Я вижу, ты ничего не понимаешь. Она же спасла детей от газовой камеры, это было неслыханно, и люди считали ее поступок героическим.
В том госпитале люди лежали на полу, ожидая погрузки в вагоны; медсестры отыскивали среди них своих отцов и матерей и вводили им яд. Люди берегли яд только для самых близких — а та женщина отдала чужим детям свой цианистый калий!
Только один человек мог сказать правду во всеуслышание, Черняков[9]. Ему бы поверили. Но он совершил самоубийство.
Не очень хорошо он это сделал: следовало умереть с фейерверком. Очень нужен фейерверк. Надо было умереть, призвав людей на борьбу.
Собственно говоря, только за это у нас к нему были претензии.
— «У нас»?
— У меня и моих друзей. Мертвых. За то, что свою смерть он сделал личным, частным делом.
А мы считали, что умирать надо у всех на глазах, на виду у всего мира.

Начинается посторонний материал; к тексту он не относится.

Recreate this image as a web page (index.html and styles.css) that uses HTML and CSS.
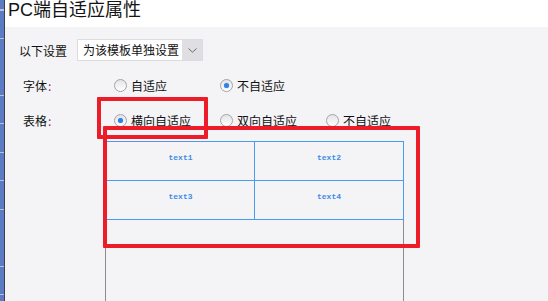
FILE: index.html
```html
<!DOCTYPE html>
<html lang="zh">
<head>
<meta charset="utf-8">
<title>PC端自适应属性</title>
<link rel="stylesheet" href="styles.css">
</head>
<body>
<div class="app">
  <div class="strip"></div>
  <div class="main">
    <div class="title">PC端自适应属性</div>
    <div class="content">
      <div class="row">
        <span class="label label-setting">以下设置</span>
        <div class="select">
          <span class="select-value">为该模板单独设置</span>
          <span class="select-arrow"><svg width="9" height="5" viewBox="0 0 9 5"><path d="M0.5 0.5 L4.5 4.2 L8.5 0.5" fill="none" stroke="#6a6a6a" stroke-width="1"/></svg></span>
        </div>
      </div>
      <div class="row">
        <span class="label">字体<span class="colon">:</span></span>
        <label class="opt"><span class="radio"></span>自适应</label>
        <label class="opt"><span class="radio checked"></span>不自适应</label>
      </div>
      <div class="row">
        <span class="label">表格<span class="colon">:</span></span>
        <label class="opt"><span class="radio checked"></span>横向自适应</label>
        <label class="opt"><span class="radio"></span>双向自适应</label>
        <label class="opt"><span class="radio"></span>不自适应</label>
      </div>
      <div class="tablebox">
        <div class="grid">
          <div class="cell">text1</div>
          <div class="cell">text2</div>
          <div class="cell">text3</div>
          <div class="cell">text4</div>
        </div>
      </div>
    </div>
  </div>
  <div class="mark mark-radio"></div>
  <div class="mark mark-table"></div>
</div>
</body>
</html>
```
FILE: styles.css
```css
html, body {
  margin: 0;
  padding: 0;
}
body {
  font-family: "Noto Sans CJK SC", "Noto Sans", sans-serif;
  font-size: 12px;
  color: #111;
  background: #f4f4f7;
}
.app {
  position: relative;
  display: flex;
  width: 548px;
  height: 301px;
  overflow: hidden;
}
.strip {
  width: 4px;
  flex: none;
  border-right: 1px solid #3a3f52;
  background: repeating-linear-gradient(to bottom, #5b7bc2 0 9.5px, #b9c1d8 9.5px 10.5px, #5b7bc2 10.5px 28.5px);
}
.main {
  flex: 1;
  display: flex;
  flex-direction: column;
}
.title {
  height: 27px;
  flex: none;
  box-sizing: border-box;
  background: #fff;
  padding-left: 3px;
  font-family: "Liberation Sans", "Noto Sans CJK SC", sans-serif;
  font-size: 18px;
  line-height: 21px;
  color: #141414;
}
.content {
  flex: 1;
  background: #f4f4f7;
  padding-top: 11px;
  display: flex;
  flex-direction: column;
  gap: 11px;
}
.row {
  display: flex;
  align-items: center;
  height: 24px;
}
.label {
  width: 91px;
  padding-left: 18px;
  flex: none;
}
.label-setting {
  width: auto;
  padding-left: 14px;
  margin-right: 10px;
}
.colon {
  color: #7b2a7b;
  margin-left: 1px;
}
.select {
  display: flex;
  width: 124px;
  height: 20px;
  border: 1px solid #dcdce0;
  background: #fff;
}
.select-value {
  flex: 1;
  padding-left: 5px;
  line-height: 20px;
  color: #111;
}
.select-arrow {
  width: 20px;
  background: #dfdfe3;
  display: flex;
  align-items: center;
  justify-content: center;
}
.opt {
  display: flex;
  align-items: center;
  width: 106px;
  flex: none;
}
.radio {
  width: 11px;
  height: 11px;
  border: 1px solid #a4a4a8;
  border-radius: 50%;
  background: linear-gradient(to bottom, #e4e4e6, #ffffff);
  margin-right: 4px;
  position: relative;
  flex: none;
}
.radio.checked::after {
  content: "";
  position: absolute;
  left: 3px;
  top: 3px;
  width: 5px;
  height: 5px;
  border-radius: 50%;
  background: #2f7fe6;
  box-shadow: 0 0 1px #7fb0f0;
}
.tablebox {
  margin-left: 100px;
  margin-top: -2px;
  width: 297px;
  height: 220px;
  flex: none;
  border-left: 1px solid #8c8c8c;
  border-right: 1px solid #8c8c8c;
}
.grid {
  display: grid;
  grid-template-columns: 148px 149px;
  grid-auto-rows: 39px;
  width: 297px;
  border-top: 1px solid #4a9af0;
  border-left: 1px solid #4a9af0;
  margin-right: -1px;
}
.cell {
  border-right: 1px solid #4a9af0;
  border-bottom: 1px solid #4a9af0;
  display: flex;
  justify-content: center;
  align-items: center;
  padding-bottom: 7px;
  box-sizing: border-box;
  font-family: "Liberation Mono", "DejaVu Sans Mono", monospace;
  font-size: 8px;
  font-weight: bold;
  color: #3c8ce6;
}
.mark {
  position: absolute;
  border: 4px solid #ec1c28;
  border-radius: 1px;
  box-sizing: border-box;
  pointer-events: none;
}
.mark-radio {
  left: 97px;
  top: 97px;
  width: 111px;
  height: 42px;
}
.mark-table {
  left: 103px;
  top: 126px;
  width: 317px;
  height: 122px;
}
```
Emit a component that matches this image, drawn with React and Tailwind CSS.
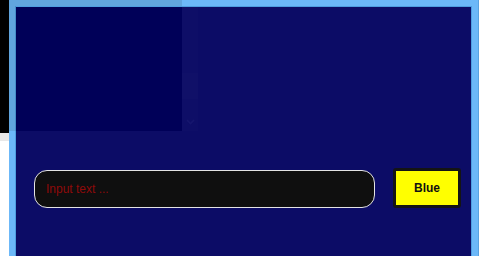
export default function App() {
  return (
    <div className="relative flex w-[488px] h-[256px] overflow-hidden bg-white font-['Liberation_Sans',Arial,sans-serif]">
      {/* left strip */}
      <div className="flex flex-col w-[9px] shrink-0">
        <div className="h-[133px] bg-black" />
        <div className="h-[8px] bg-[#e8e8e8]" />
        <div className="flex-1 bg-white" />
      </div>

      {/* window frame */}
      <div className="flex flex-col w-[470px] shrink-0 bg-[#6cb8f8] pt-[6px] px-[6px] border-r border-[#5aa2e0]">
        <div className="relative flex-1 bg-[#0c0c66] border-t border-l border-r border-[#4e9ee0]">
          {/* dimmed pane */}
          <div className="absolute left-0 top-0 w-[166px] h-[124px] bg-[#000058]" />
          {/* faint scroll column */}
          <div className="absolute left-[166px] top-0 w-[16px] h-[124px] bg-white/[0.012]">
            <div className="mt-[66px] h-[26px] bg-white/[0.01]" />
            <svg className="absolute left-[4px] top-[112px]" width="9" height="6" viewBox="0 0 9 6">
              <path d="M1 1 L4.5 4.5 L8 1" fill="none" stroke="#16166e" strokeWidth="1.6" />
            </svg>
          </div>

          <div className="flex items-start pt-[161px] pl-[18px] gap-[18px]">
            <div className="mt-[2px] flex items-center w-[341px] h-[38px] rounded-[13px] border border-[#e4e4e4] bg-[#0f0f0f] pl-[11px]">
              <span className="text-[12px] text-[#8e0a0a] leading-none">Input text ...</span>
            </div>
            <button className="flex items-center justify-center w-[68px] h-[40px] bg-[#ffff00] border-[3px] border-[#141414] rounded-[3px] text-[12px] font-bold text-[#111] leading-none">
              Blue
            </button>
          </div>
        </div>
      </div>

      <div className="flex-1 bg-white" />

      {/* dimming over the frame edges */}
      <div className="absolute left-[9px] top-0 w-[173px] h-[6px] bg-black/10" />
      <div className="absolute left-[9px] top-[6px] w-[7px] h-[125px] bg-black/10" />
    </div>
  );
}
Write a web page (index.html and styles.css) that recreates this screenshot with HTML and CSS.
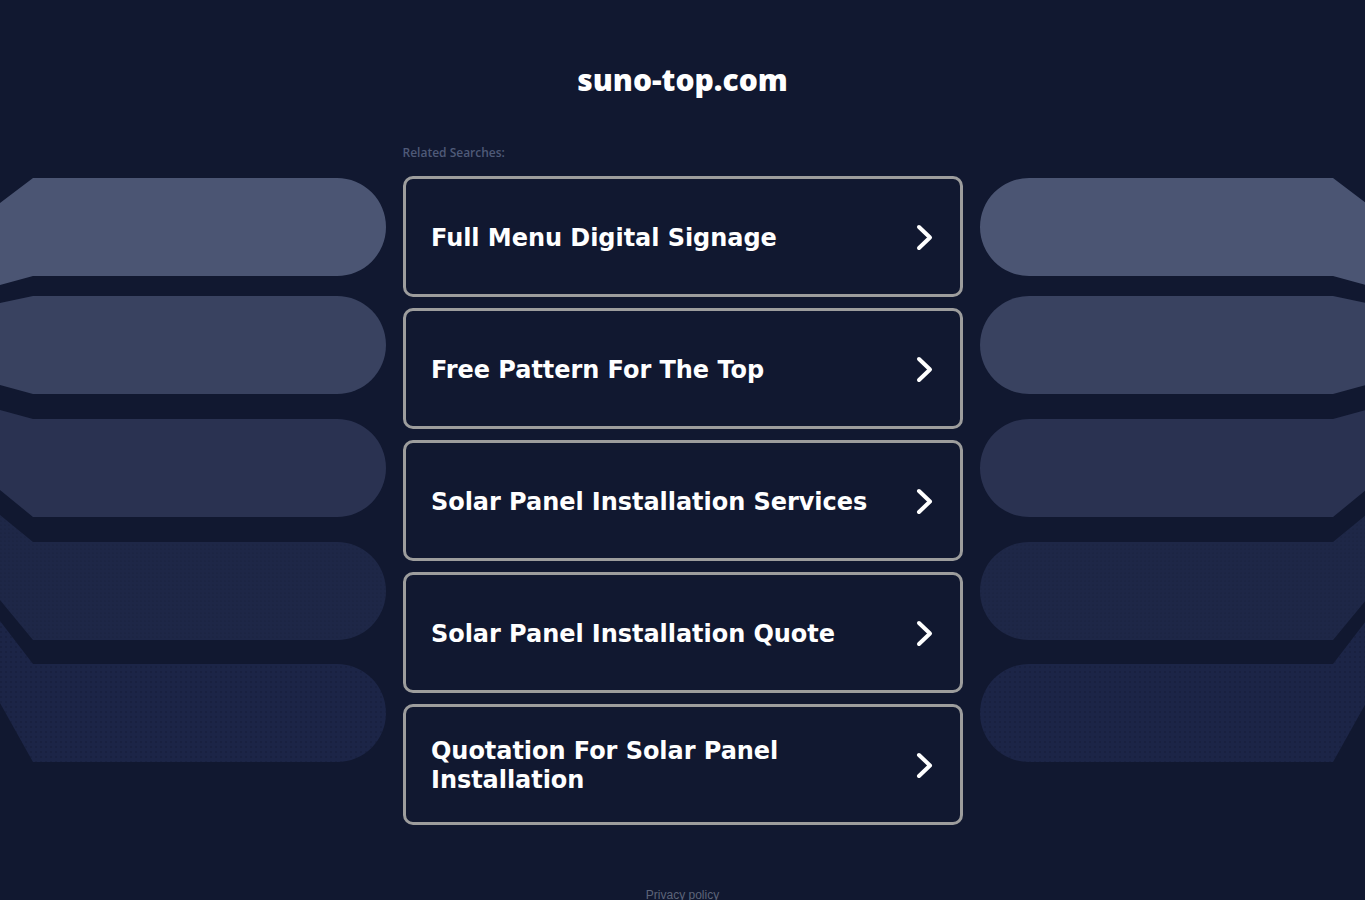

У нас были разные предложения. Давид говорил, что надо броситься на стену — всем, кто еще остался в гетто, — прорваться на арийскую сторону, сесть на валу Цитадели[10] рядами, один над другим, и ждать, пока гестаповцы с пулеметами не окружат нас и не расстреляют одного за другим, по очереди, ряд за рядом.